Brown’s brief filed in this court seems to contend that the search of
Brown’s person was an illegal search. There are several factors which make his
contention inapplicable to the present situation: (1) the marijuana was discovered
independent and before a body search of Brown, and the body search or the
legality of it is immaterial to the evidence on which the prosecution’s case was
based; (2) the motion to suppress addressed only the stop itself and error has
not been preserved as to the legality of the body search; and (3) the body search
was conducted after the marijuana was observed in plain view. The observation
of the bag of marijuana in plain view created probable cause to conduct a body
search. See State v. Horton, 625 N.W.2d 362, 367 (Iowa 2001).

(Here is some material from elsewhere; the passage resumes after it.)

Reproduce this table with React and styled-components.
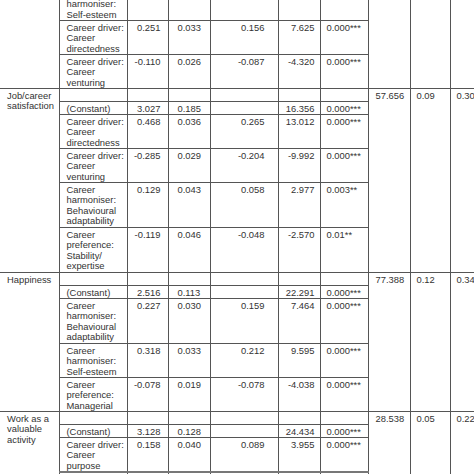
import React from 'react';
import styled, { createGlobalStyle } from 'styled-components';

const GlobalStyle = createGlobalStyle`
  html, body {
    margin: 0;
    padding: 0;
    background: #fff;
    overflow: hidden;
  }
`;

const Page = styled.div`
  width: 474px;
  height: 474px;
  overflow: hidden;
  background: #fff;
`;

const Table = styled.table`
  border-collapse: collapse;
  table-layout: fixed;
  width: 510px;
  margin-top: -14px;
  font-family: "Liberation Sans", Arial, sans-serif;
  font-size: 9.4px;
  line-height: 10.5px;
  color: #333;
`;

const Col = styled.col`
  width: ${p => p.$w}px;
`;

const Row = styled.tr`
  height: ${p => p.$h}px;
`;

const Cell = styled.td`
  border: 1px solid #555;
  border-top-width: ${p => (p.$thickTop ? '2px' : '1px')};
  border-top-color: ${p => (p.$thickTop ? '#777' : '#555')};
  padding: 1.5px ${p => p.$right || 2}px 0 ${p => p.$left || 6}px;
  vertical-align: top;
  text-align: ${p => p.$align || 'left'};
  white-space: nowrap;
  overflow: hidden;
`;

const LabelCell = styled.td`
  border: 1px solid #555;
  border-left: none;
  padding: 1.5px 2px 0 7px;
  vertical-align: top;
  white-space: nowrap;
`;

const StatCell = styled.td`
  border: 1px solid #555;
  padding: 1.5px 2px 0 ${p => p.$left || 6}px;
  vertical-align: top;
  white-space: nowrap;
  overflow: hidden;
`;

const widths = [59, 68, 41, 42, 68, 42, 48, 42, 40, 60];
const rowHeights = { 1: 13, 2: 24, 3: 34, 4: 45 };

const groups = [
  {
    label: [],
    stats: ['', '', ''],
    header: false,
    rows: [
      { pred: ['Career', 'harmoniser:', 'Self-esteem'], b: '', se: '', beta: '', t: '', p: '' },
      { pred: ['Career driver:', 'Career', 'directedness'], b: '0.251', se: '0.033', beta: '0.156', t: '7.625', p: '0.000***' },
      { pred: ['Career driver:', 'Career', 'venturing'], b: '-0.110', se: '0.026', beta: '-0.087', t: '-4.320', p: '0.000***' },
    ],
  },
  {
    label: ['Job/career', 'satisfaction'],
    stats: ['57.656', '0.09', '0.30'],
    header: true,
    rows: [
      { pred: ['(Constant)'], b: '3.027', se: '0.185', beta: '', t: '16.356', p: '0.000***' },
      { pred: ['Career driver:', 'Career', 'directedness'], b: '0.468', se: '0.036', beta: '0.265', t: '13.012', p: '0.000***' },
      { pred: ['Career driver:', 'Career', 'venturing'], b: '-0.285', se: '0.029', beta: '-0.204', t: '-9.992', p: '0.000***' },
      { pred: ['Career', 'harmoniser:', 'Behavioural', 'adaptability'], b: '0.129', se: '0.043', beta: '0.058', t: '2.977', p: '0.003**' },
      { pred: ['Career', 'preference:', 'Stability/', 'expertise'], b: '-0.119', se: '0.046', beta: '-0.048', t: '-2.570', p: '0.01**' },
    ],
  },
  {
    label: ['Happiness'],
    stats: ['77.388', '0.12', '0.34'],
    header: true,
    rows: [
      { pred: ['(Constant)'], b: '2.516', se: '0.113', beta: '', t: '22.291', p: '0.000***' },
      { pred: ['Career', 'harmoniser:', 'Behavioural', 'adaptability'], b: '0.227', se: '0.030', beta: '0.159', t: '7.464', p: '0.000***' },
      { pred: ['Career', 'harmoniser:', 'Self-esteem'], b: '0.318', se: '0.033', beta: '0.212', t: '9.595', p: '0.000***' },
      { pred: ['Career', 'preference:', 'Managerial'], b: '-0.078', se: '0.019', beta: '-0.078', t: '-4.038', p: '0.000***' },
    ],
  },
  {
    label: ['Work as a', 'valuable', 'activity'],
    stats: ['28.538', '0.05', '0.22'],
    header: true,
    tail: true,
    rows: [
      { pred: ['(Constant)'], b: '3.128', se: '0.128', beta: '', t: '24.434', p: '0.000***' },
      { pred: ['Career driver:', 'Career', 'purpose'], b: '0.158', se: '0.040', beta: '0.089', t: '3.955', p: '0.000***' },
    ],
  },
];

const lines = arr => arr.map((l, i) => (
  <React.Fragment key={i}>
    {i > 0 && <br />}
    {l}
  </React.Fragment>
));

const valueCells = (r, extra = {}) => [
  <Cell key="pred" $left={7} {...extra}>{lines(r.pred)}</Cell>,
  <Cell key="b" $align="right" $right={7} {...extra}>{r.b}</Cell>,
  <Cell key="se" $left={9} {...extra}>{r.se}</Cell>,
  <Cell key="beta" $align="right" $right={13} {...extra}>{r.beta}</Cell>,
  <Cell key="t" $align="right" $right={5} {...extra}>{r.t}</Cell>,
  <Cell key="p" $left={6} {...extra}>{r.p}</Cell>,
];

const emptyRow = { pred: ['\u00a0'], b: '', se: '', beta: '', t: '', p: '' };

function groupRows(g, gi) {
  const body = [];
  if (g.header) body.push({ row: emptyRow, h: 13 });
  g.rows.forEach(r => body.push({ row: r, h: rowHeights[r.pred.length] }));
  if (g.tail) body.push({ row: emptyRow, h: 34, thick: true });
  const span = body.length;

  return body.map((item, i) => (
    <Row key={`${gi}-${i}`} $h={item.h}>
      {i === 0 && <LabelCell rowSpan={span}>{lines(g.label)}</LabelCell>}
      {valueCells(item.row, item.thick ? { $thickTop: true } : {})}
      {i === 0 && <StatCell rowSpan={span} $left={7}>{g.stats[0]}</StatCell>}
      {i === 0 && <StatCell rowSpan={span}>{g.stats[1]}</StatCell>}
      {i === 0 && <StatCell rowSpan={span}>{g.stats[2]}</StatCell>}
    </Row>
  ));
}

export default function App() {
  return (
    <Page>
      <GlobalStyle />
      <Table>
        <colgroup>
          {widths.map((w, i) => <Col key={i} $w={w} />)}
        </colgroup>
        <tbody>
          {groups.map((g, gi) => groupRows(g, gi))}
        </tbody>
      </Table>
    </Page>
  );
}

The motion to suppress was appropriately denied.
III. The Sufficiency-of-the-Evidence Issue
A. Error Preservation
Brown made a motion for judgment of acquittal, which was overruled.
When an issue is raised before the trial court and it is ruled on, error has been
preserved. LaMasters v. State, 821 N.W.2d 856, 862 (Iowa 2012).
B. Standard of Review
Sufficiency of the evidence claims are reviewed for errors of law. State v.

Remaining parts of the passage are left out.